Your car has an On-Board Diagnostic system or often referred to as OBD. This system tells you what’s wrong with your car by displaying error codes on the OBD reader when you run a diagnostic. This way, you can immediately tell what’s specifically wrong with your car and proceed to fix it.
Keep in mind that cars made before 1992 will have an OBD-1 system, in which case you will need an OBD-1 scanner. Meanwhile, cars made after 1992 will likely have an OBD-2 system and will require the OBD-2 scanner to read the codes. If you’re trying to do a simple diagnostic test, then you will only need a basic OBD scanner which costs between $20 – $100 to purchase. Be sure to check first which OBD system your car has.
How to Use an OBD Reader
- Plug the reader into the car’s OBD port. This port is often located underneath the dashboard area, either above your pedals or knee. Keep in mind that some cars might have their port hidden out of sight. Check your owner’s manual or online to see where it’s located in your car.
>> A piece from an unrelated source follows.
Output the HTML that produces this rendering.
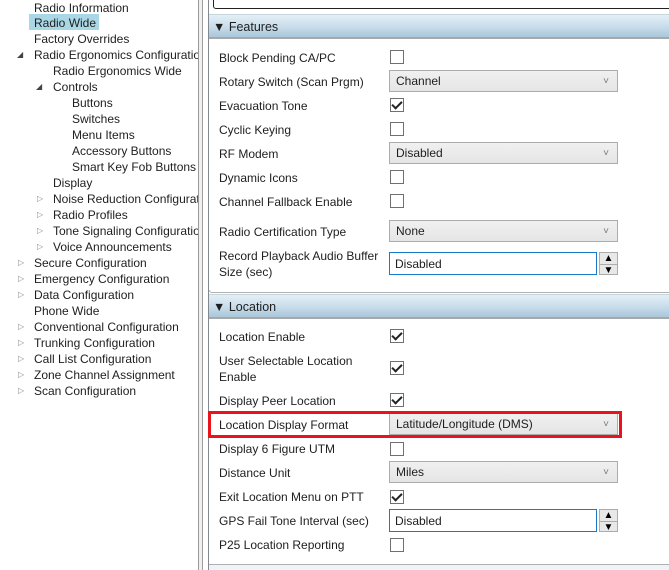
<!DOCTYPE html>
<html><head><meta charset="utf-8"><style>
*{margin:0;padding:0;box-sizing:border-box}
body{width:669px;height:570px;overflow:hidden;background:#fff;font-family:"Liberation Sans",sans-serif;font-size:12px;color:#1e1e1e;position:relative}
.t{position:absolute;white-space:nowrap;line-height:16px;margin-top:1px}
.tree{position:absolute;left:0;top:0;width:198px;height:570px;overflow:hidden}
.ar{position:absolute;font-size:8px;color:#888;line-height:16px;margin-top:1px}
.l{position:absolute;left:219px;white-space:nowrap;line-height:16px;margin-top:1px}
.cb{position:absolute;left:390px;width:14px;height:14px;border:1px solid #707070;background:#fff}
.cb.c::after{content:"";position:absolute;left:3px;top:0px;width:4px;height:8px;border:solid #222;border-width:0 2px 2px 0;transform:rotate(45deg)}
.dd{position:absolute;left:389px;width:229px;height:22px;border:1px solid #acacac;background:linear-gradient(#f0f0f0,#e5e5e5);padding-left:6px;line-height:21px}
.dd::after{content:"˅";position:absolute;right:8px;top:0;font-size:10px;color:#777}
.tb{position:absolute;left:389px;width:208px;height:23px;border:1px solid #1979ca;background:#fff;padding-left:5px;line-height:23px}
.sp{position:absolute;left:599px;width:19px;height:23px;border:1px solid #acacac;background:#e8e8e8}
.sp div{height:11px;font-size:10px;text-align:center;line-height:11px;color:#000}
.sp div+div{border-top:1px solid #acacac}
.hd{position:absolute;left:209px;width:460px;height:25px;background:linear-gradient(#e4eff7,#cadeeb 50%,#a9c7da);border-top:1px solid #c8d4dc;border-bottom:2px solid #a8a8a8;line-height:24px;font-size:12.5px;padding-left:4px}
</style></head><body>
<div class="tree">
<div style="position:absolute;left:29px;top:14px;width:70px;height:16px;background:#aad7e6"></div>
<div class="t" style="left:34px;top:-1px">Radio Information</div>
<div class="t" style="left:34px;top:14px">Radio Wide</div>
<div class="t" style="left:34px;top:30px">Factory Overrides</div>
<div class="ar" style="left:17px;top:46px;color:#444">◢</div>
<div class="t" style="left:34px;top:46px">Radio Ergonomics Configuration</div>
<div class="t" style="left:53px;top:62px">Radio Ergonomics Wide</div>
<div class="ar" style="left:36px;top:78px;color:#444">◢</div>
<div class="t" style="left:53px;top:78px">Controls</div>
<div class="t" style="left:72px;top:94px">Buttons</div>
<div class="t" style="left:72px;top:110px">Switches</div>
<div class="t" style="left:72px;top:126px">Menu Items</div>
<div class="t" style="left:72px;top:142px">Accessory Buttons</div>
<div class="t" style="left:72px;top:158px">Smart Key Fob Buttons</div>
<div class="t" style="left:53px;top:174px">Display</div>
<div class="ar" style="left:37px;top:190px">▷</div><div class="t" style="left:53px;top:190px">Noise Reduction Configuration</div>
<div class="ar" style="left:37px;top:206px">▷</div><div class="t" style="left:53px;top:206px">Radio Profiles</div>
<div class="ar" style="left:37px;top:222px">▷</div><div class="t" style="left:53px;top:222px">Tone Signaling Configuration</div>
<div class="ar" style="left:37px;top:238px">▷</div><div class="t" style="left:53px;top:238px">Voice Announcements</div>
<div class="ar" style="left:18px;top:254px">▷</div><div class="t" style="left:34px;top:254px">Secure Configuration</div>
<div class="ar" style="left:18px;top:270px">▷</div><div class="t" style="left:34px;top:270px">Emergency Configuration</div>
<div class="ar" style="left:18px;top:286px">▷</div><div class="t" style="left:34px;top:286px">Data Configuration</div>
<div class="t" style="left:34px;top:302px">Phone Wide</div>
<div class="ar" style="left:18px;top:318px">▷</div><div class="t" style="left:34px;top:318px">Conventional Configuration</div>
<div class="ar" style="left:18px;top:334px">▷</div><div class="t" style="left:34px;top:334px">Trunking Configuration</div>
<div class="ar" style="left:18px;top:350px">▷</div><div class="t" style="left:34px;top:350px">Call List Configuration</div>
<div class="ar" style="left:18px;top:366px">▷</div><div class="t" style="left:34px;top:366px">Zone Channel Assignment</div>
<div class="ar" style="left:18px;top:382px">▷</div><div class="t" style="left:34px;top:382px">Scan Configuration</div>
</div>
<div style="position:absolute;left:198px;top:0;width:1px;height:570px;background:#999"></div>
<div style="position:absolute;left:199px;top:0;width:3px;height:570px;background:#f0f0f0"></div>
<div style="position:absolute;left:202px;top:0;width:1px;height:570px;background:#a0a0a0"></div>
<div style="position:absolute;left:208px;top:0;width:1px;height:570px;background:#828790"></div>
<div style="position:absolute;left:213px;top:-5px;width:460px;height:14px;border:1px solid #222;border-radius:3px"></div>
<div class="hd" style="top:14px">▼ Features</div>
<div style="position:absolute;left:209px;top:290px;width:460px;height:3px;border-bottom:1px solid #b0b0b0;border-left:1px solid #b0b0b0;border-bottom-left-radius:3px"></div>
<div class="hd" style="top:294px">▼ Location</div>
<div style="position:absolute;left:209px;top:564px;width:460px;height:6px;border-top:1px solid #b0b0b0;background:#eef4f8"></div>

<div class="l" style="top:49px">Block Pending CA/PC</div><div class="cb" style="top:50px"></div>
<div class="l" style="top:73px">Rotary Switch (Scan Prgm)</div><div class="dd" style="top:70px">Channel</div>
<div class="l" style="top:97px">Evacuation Tone</div><div class="cb c" style="top:98px"></div>
<div class="l" style="top:121px">Cyclic Keying</div><div class="cb" style="top:122px"></div>
<div class="l" style="top:145px">RF Modem</div><div class="dd" style="top:142px">Disabled</div>
<div class="l" style="top:169px">Dynamic Icons</div><div class="cb" style="top:170px"></div>
<div class="l" style="top:193px">Channel Fallback Enable</div><div class="cb" style="top:194px"></div>
<div class="l" style="top:223px">Radio Certification Type</div><div class="dd" style="top:220px">None</div>
<div class="l" style="top:247px">Record Playback Audio Buffer<br>Size (sec)</div><div class="tb" style="top:252px">Disabled</div><div class="sp" style="top:252px"><div>▲</div><div>▼</div></div>

<div class="l" style="top:328px">Location Enable</div><div class="cb c" style="top:329px"></div>
<div class="l" style="top:352px">User Selectable Location<br>Enable</div><div class="cb c" style="top:361px"></div>
<div class="l" style="top:392px">Display Peer Location</div><div class="cb c" style="top:393px"></div>
<div class="l" style="top:416px">Location Display Format</div><div class="dd" style="top:413px">Latitude/Longitude (DMS)</div>
<div style="position:absolute;left:208px;top:411px;width:414px;height:27px;border:3px solid #e8141c"></div>
<div class="l" style="top:440px">Display 6 Figure UTM</div><div class="cb" style="top:442px"></div>
<div class="l" style="top:464px">Distance Unit</div><div class="dd" style="top:461px">Miles</div>
<div class="l" style="top:488px">Exit Location Menu on PTT</div><div class="cb c" style="top:490px"></div>
<div class="l" style="top:512px">GPS Fail Tone Interval (sec)</div><div class="tb" style="top:509px">Disabled</div><div class="sp" style="top:509px"><div>▲</div><div>▼</div></div>
<div class="l" style="top:536px">P25 Location Reporting</div><div class="cb" style="top:538px"></div>
</body></html>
- Once plugged in, turn on the OBD scanner. It should immediately scan the car. However, some scanners might require you to input additional information such as make, model year, VIN number, etc.
- It will then display the error codes it has found. A more complicated scanner might also display a description of what’s wrong with the car, but if you have a simple scanner then it’s recommended to take note of the codes displayed. This way, you can cross-check them with the owner’s manual later on.
- Check what the codes indicate, then proceed with the repair.
If you’re still not sure how to do it, we found a great guide from Car and Driver on how to use an OBD scanner:
Check Engine Light Flashing: In Conclusion…
The most important thing to note here is that, if your check engine light is flashing, then you should stop driving immediately. It would be wise to call a tow truck instead and get your car to the nearest repair shop. Until you can diagnose what the problem is and the severity, it’s best to not drive your car.
Hopefully, your check engine light will only require you to do a simple spark plug or ignition coil replacement (or even a quick reset). Whatever the cause, we recommend that you proceed with the repairs to avoid further and even costlier damage. It’s best to prevent these damages rather than fixing them. That being said, we understand that some repair costs, such as the head gasket and catalytic converter cost might be too high.
If this is the case, then your other only option might be to sell your car in its current condition. This means you will need to sell it below the average market price, but it does mean you won’t have to pay for repairs and it will put cash on your hands instead.